Platonism is the conceptual basis of Christianity. The actual bridge is the so-called Neo-Platonism of Plotinus, in which the crumbling Roman Empire is contrasted with the supernal realm of beauty and order which alone is asserted to be real. Plotinus's real world is almost the Christian heaven, his Roman Empire almost the Christian kingdom of this world: all that is lacking is a god. With the victory of Christianity all positive value is transferred to the Beyond. Moreover: ‘Now we see through a glass, darkly; but then face to face: now I know in part; but then shall I know even as also I am known’ – in other words, this world is a veil obscuring the light of reality. From Paul to Augustine the history of Christianity is the history of a progressively widening gap between the two worlds, until in its final form Christianity means duality: the duality of Church and State, Pope and Emperor, this world and the next, the City of God and the Earthly City, God and his creation, the individual souls of men and the Holy Spirit ‘in whom we are all one’ – all ultimately forms of that primeval duality of the world in the eyes and the world in the mind.

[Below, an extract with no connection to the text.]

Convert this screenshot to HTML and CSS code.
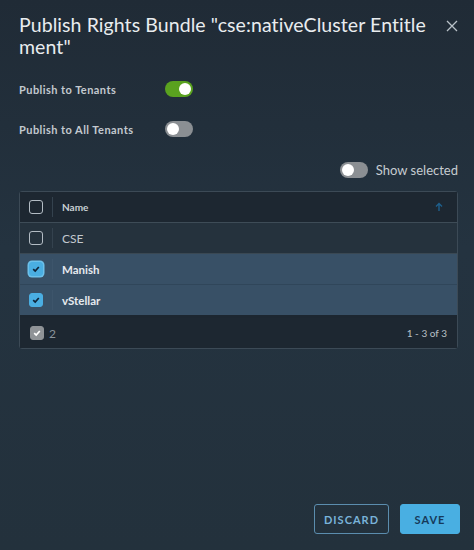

Modern philosophy begins by restoring to this primeval duality its simplest form of expression: Descartes’ solution to the riddle of the universe is that there are two and only two existants in the world of created things: thinking substance or soul and extended substance or matter. These are the two worlds of man undisguised. Descartes is very sober – a great virtue after the metaphysical debauch of the Middle Ages. He does not even suggest that the thinking substance is ‘more real’ than the extended substance: appearance and reality is not a problem for him, or rather it is a problem he refuses to get involved in. How are the thinking and the extended substances, soul and matter, united in man? Descartes says he does not know and turns to other things. But ‘I don't know’ is water, and mankind wants something stronger: ‘I don't know’ won't do. Spinoza, the subtlest of all distillers of metaphysics, provides what is needed: soul and matter, says Spinoza, are not substances; there is only one substance, God; God is infinite and has an infinite number of modes of being; of these we know two, thought and extension; soul and matter are therefore modes of one underlying substance. Everything is ‘really’ God.

The relationship between Descartes and Spinoza is repeated in the relationship between Locke and Berkeley, and it is through this line that the great problem ultimately reaches the ears of Schopenhauer. Locke starts from the material world, which to him is what is given and self-evident.